My Bliss , Your Happiness

日本語と英語のニュアンス。単語の持つ意味合い。これらを理解していて、かつ相談をできる友だちが、運よく僕にはいてくれました。すぐに彼女に連絡をし、新ロゴプロジェクトの件、メッセージの意味合い、目指している世界観などを共有して、彼女がアドバイスと意見をくれました。

・「make」には、「させる」という意味合いがある
・結局主体がどこなのかって言うだけなのよ、英語って
・日本語だと曖昧さもメッセージになる。けれどこれが英語になると、訴求性が少なくて、メッセージが薄い
・自分が大好きなものを、押し付けたいということではないよね
・「あなた」や「あの人」って、「自分」であり「大切な人」だよね

かなこさんとのDMブレストより

このやり取りの中で、彼女が示してくれた英文の1つが、「My Bliss , Your Happiness」という英文でした。
あまり目にしたことのなかった「Bliss」という言葉。翻訳サイトなどで確認すると「至福」「この上ない幸せ」「歓び」などという意味が出てきます。
言葉の感じと文章のリズムがとても心地よく感じて、しっくりきました。また余白として、動詞をわざと入れないことで、
「私の幸せはあなたが幸せである事そのもの」という意味と、「私の好きなもの = あなたをハッピーにしてくれるもの」という意味を内包しています。
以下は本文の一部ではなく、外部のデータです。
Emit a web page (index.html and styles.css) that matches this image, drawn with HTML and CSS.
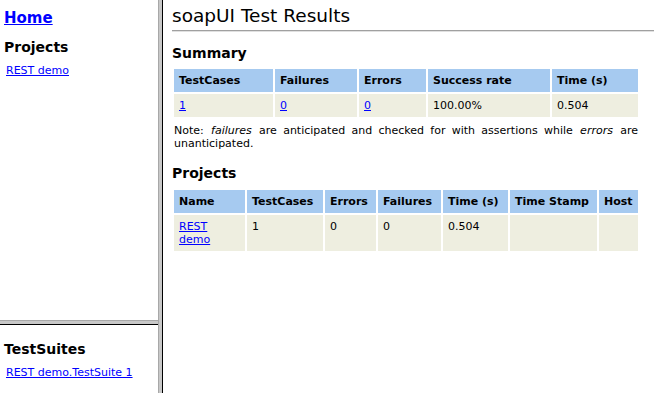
FILE: index.html
```html
<!DOCTYPE html>
<html lang="en">
<head>
    <meta charset="UTF-8">
    <title>soapUI Test Results</title>
    <link rel="stylesheet" href="styles.css">
</head>
<body>
    <div class="frames">
        <div class="side">
            <div class="side_top">
                <h2 class="home"><a href="#">Home</a></h2>
                <h3>Projects</h3>
                <ul class="links">
                    <li><a href="#">REST demo</a></li>
                </ul>
            </div>
            <div class="hsplit"></div>
            <div class="side_bottom">
                <h3>TestSuites</h3>
                <ul class="links">
                    <li><a href="#">REST demo.TestSuite 1</a></li>
                </ul>
            </div>
        </div>
        <div class="vsplit"></div>
        <div class="main">
            <h1>soapUI Test Results</h1>
            <hr>
            <h2>Summary</h2>
            <table class="details summary">
                <tr>
                    <th class="c1">TestCases</th>
                    <th class="c2">Failures</th>
                    <th class="c3">Errors</th>
                    <th class="c4">Success rate</th>
                    <th class="c5">Time (s)</th>
                </tr>
                <tr>
                    <td><a href="#">1</a></td>
                    <td><a href="#">0</a></td>
                    <td><a href="#">0</a></td>
                    <td>100.00%</td>
                    <td>0.504</td>
                </tr>
            </table>
            <p class="note">Note: <i>failures</i> are anticipated and checked for with assertions while <i>errors</i> are unanticipated.</p>
            <h2>Projects</h2>
            <table class="details projects">
                <tr>
                    <th class="p1">Name</th>
                    <th class="p2">TestCases</th>
                    <th class="p3">Errors</th>
                    <th class="p4">Failures</th>
                    <th class="p5">Time (s)</th>
                    <th class="p6">Time Stamp</th>
                    <th class="p7">Host</th>
                </tr>
                <tr>
                    <td><a href="#">REST demo</a></td>
                    <td>1</td>
                    <td>0</td>
                    <td>0</td>
                    <td>0.504</td>
                    <td></td>
                    <td></td>
                </tr>
            </table>
        </div>
    </div>
</body>
</html>
```

FILE: styles.css
```css
html, body {
    margin: 0;
    height: 100%;
}
body {
    font-family: "DejaVu Sans", Verdana, sans-serif;
    font-size: 11px;
    color: #000;
    background: #fff;
}
a {
    color: #0000ff;
}
.frames {
    display: flex;
    height: 393px;
    overflow: hidden;
}
.side {
    width: 158px;
    display: flex;
    flex-direction: column;
}
.side_top {
    height: 320px;
    padding: 0 4px;
}
.hsplit {
    height: 4px;
    background: #c8c8c8;
    border-top: 1px solid #a8a8a8;
    box-sizing: border-box;
}
.side_bottom {
    flex: 1;
    border-top: 1px solid #000;
    padding: 0 4px;
}
.vsplit {
    width: 4px;
    background: #c8c8c8;
    border-left: 1px solid #a8a8a8;
    box-sizing: border-box;
}
.main {
    flex: 1;
    border-left: 1px solid #000;
    padding: 0 0 0 9px;
}
h1 {
    font-size: 18.5px;
    font-weight: normal;
    margin: 5px 0 4px;
}
hr {
    border: 0;
    border-top: 1px solid #a0a0a0;
    border-bottom: 1px solid #e0e0e0;
    margin: 0;
}
h2 {
    font-size: 14px;
    font-weight: bold;
    margin: 13px 0 6px;
}
h3 {
    font-size: 14px;
    margin: 13px 0 8px;
}
.home {
    font-size: 15px;
    margin: 9px 0 0;
}
.side_top h3 {
    margin-top: 12px;
    margin-bottom: 9px;
}
.side_bottom h3 {
    margin-top: 16px;
    margin-bottom: 9px;
}
.links {
    list-style: none;
    margin: 0;
    padding: 0 0 0 2px;
}
table.details {
    border-spacing: 2px;
    table-layout: fixed;
    width: 468px;
}
table.details th,
table.details td {
    box-sizing: border-box;
    padding: 5px 5px;
    height: 23px;
    line-height: 13px;
}
table.details th {
    background: #a6caf0;
    text-align: left;
    font-weight: bold;
}
table.details td {
    background: #eeeee0;
    vertical-align: top;
}
.c1 { width: 99px; }
.c2 { width: 82px; }
.c3 { width: 67px; }
.c4 { width: 122px; }
.c5 { width: 86px; }
.projects td {
    height: 36px;
}
.p1 { width: 71px; }
.p2 { width: 76px; }
.p3 { width: 51px; }
.p4 { width: 63px; }
.p5 { width: 65px; }
.p6 { width: 87px; }
.p7 { width: 39px; }
.note {
    text-align: justify;
    margin: 5px 16px 15px 2px;
    line-height: 13px;
}
.note i {
    padding: 0 1px;
}
.note + h2 {
    margin-bottom: 7px;
}
```
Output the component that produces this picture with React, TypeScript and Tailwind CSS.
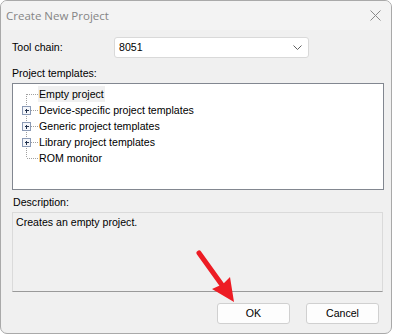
import React from 'react'

const items = [
    { label: 'Empty project', expand: false },
    { label: 'Device-specific project templates', expand: true },
    { label: 'Generic project templates', expand: true },
    { label: 'Library project templates', expand: true },
    { label: 'ROM monitor', expand: false },
]

function TreeGutter() {
    // dotted tree lines + expander boxes
    return (
        <svg width="26" height="80" className="absolute left-0 top-0" shapeRendering="crispEdges">
            <line x1="13.5" y1="10" x2="13.5" y2="74" stroke="#a0a0a0" strokeDasharray="1 1" />
            {items.map((it, i) => (
                <g key={i}>
                    <line x1="14" y1={10.5 + i * 16} x2="25" y2={10.5 + i * 16} stroke="#a0a0a0" strokeDasharray="1 1" />
                    {it.expand && (
                        <g>
                            <rect x="9.5" y={6.5 + i * 16} width="8" height="8" fill="#f4f6fa" stroke="#8b9ab5" />
                            <line x1="11.5" y1={10.5 + i * 16} x2="16" y2={10.5 + i * 16} stroke="#22324e" />
                            <line x1="13.5" y1={8.5 + i * 16} x2="13.5" y2={13 + i * 16} stroke="#22324e" />
                        </g>
                    )}
                </g>
            ))}
        </svg>
    )
}

export default function App() {
    return (
        <div
            className="relative w-[394px] h-[336px] bg-white overflow-hidden text-[10.6px] text-black"
            style={{ fontFamily: '"Liberation Sans", Arial, sans-serif' }}
        >
            <div className="w-[392px] h-[334px] rounded-[7px] border border-[#a9a9a9] bg-[#f0f0f0] flex flex-col overflow-hidden">
                {/* title bar */}
                <div className="h-[29px] bg-[#f3f3f3] flex items-center justify-between pl-[5px] pr-[10px]">
                    <span className="text-[11.5px] text-[#858585]" style={{ fontFamily: '"Open Sans", "Noto Sans", sans-serif' }}>
                        Create New Project
                    </span>
                    <svg width="11" height="11" viewBox="0 0 11 11">
                        <path d="M0.5 0.5 L10.5 10.5 M10.5 0.5 L0.5 10.5" stroke="#8a8a8a" strokeWidth="1" />
                    </svg>
                </div>

                <div className="flex flex-col px-[11px] pt-[7px]">
                    <div className="flex items-center h-[21px]">
                        <span className="w-[102px]">Tool chain:</span>
                        <div className="w-[195px] h-[21px] bg-white border border-[#d9d9d9] rounded-[3px] flex items-center justify-between pl-[4px] pr-[6px]">
                            <span>8051</span>
                            <svg width="9" height="6" viewBox="0 0 9 6">
                                <path d="M0.5 0.5 L4.5 4.5 L8.5 0.5" fill="none" stroke="#606060" />
                            </svg>
                        </div>
                    </div>

                    <div className="mt-[9px] h-[13px] leading-[13px]">Project templates:</div>
                    <div className="mt-[3px] w-[372px] h-[107px] bg-white border border-[#828790] relative">
                        <TreeGutter />
                        <div className="flex flex-col pl-[25px] pt-[2px]">
                            {items.map((it, i) => (
                                <div key={i} className="h-[16px] leading-[16px] flex">
                                    <span className={i === 0 ? 'px-[1px] bg-[#f0f0f0]' : 'px-[1px]'}>{it.label}</span>
                                </div>
                            ))}
                        </div>
                    </div>

                    <div className="mt-[6px] h-[13px] leading-[13px] ml-[1px]">Description:</div>
                    <div className="mt-[3px] w-[371px] h-[80px] border border-[#dadada] border-b-[#9a9a9a] bg-[#f0f0f0] px-[3px] pt-[2px] leading-[14px]">
                        Creates an empty project.
                    </div>

                    <div className="flex justify-end gap-[16px] mt-[11px] pr-[1px]">
                        <button className="w-[73px] h-[21px] bg-[#fdfdfd] border border-[#d0d0d0] rounded-[3px] text-[10.6px]">OK</button>
                        <button className="w-[73px] h-[21px] bg-[#fdfdfd] border border-[#d0d0d0] rounded-[3px] text-[10.6px]">Cancel</button>
                    </div>
                </div>
            </div>

            {/* red arrow pointing at OK */}
            <svg width="394" height="336" className="absolute inset-0 pointer-events-none">
                <line x1="199" y1="253" x2="222" y2="285" stroke="#ed1c24" strokeWidth="5" strokeLinecap="round" />
                <path d="M234 302 L212 289 L223 284 L230 277 Z" fill="#ed1c24" />
            </svg>
        </div>
    )
}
こうして、Hi-Unitの新しいロゴは完成しました。

さいごに

ここまで読んでくれた皆さま、ありがとうございます。
餃子から始まった新ロゴへの道のりですが、左側のマークは餃子ではありません。キューピッドの弓です。そこから放たれた矢は、Hi-Unitの中央を抜けて、いつかきっと皆さんのところに届いていくはずです。
2023年は、多くの新しいことが始まり、進んでいく年度になると思います。いや、もうなっています。

2023年01月、アルペックスハイユニット社の通常業務開始
2023年02月、新オンイヤースピーカーのクラウドファンディング
2023年06月、新ロゴの発表
2023年08月、ピッドホン2発売
2023年10月、新オンイヤースピーカー一般発売(予定)
2023年11月、有線ピヤホン1および2などリニューアル(予定)
2023年12月、セミワイヤレス【イ】ヤホン発売(開発中)
2024年01月、新サービス リリース予定(準備、調整中)

これからのHi-Unitに対するご期待とご注目を引き続きいただけること、そして今後も変わらぬご支援を心からお願い申し上げます。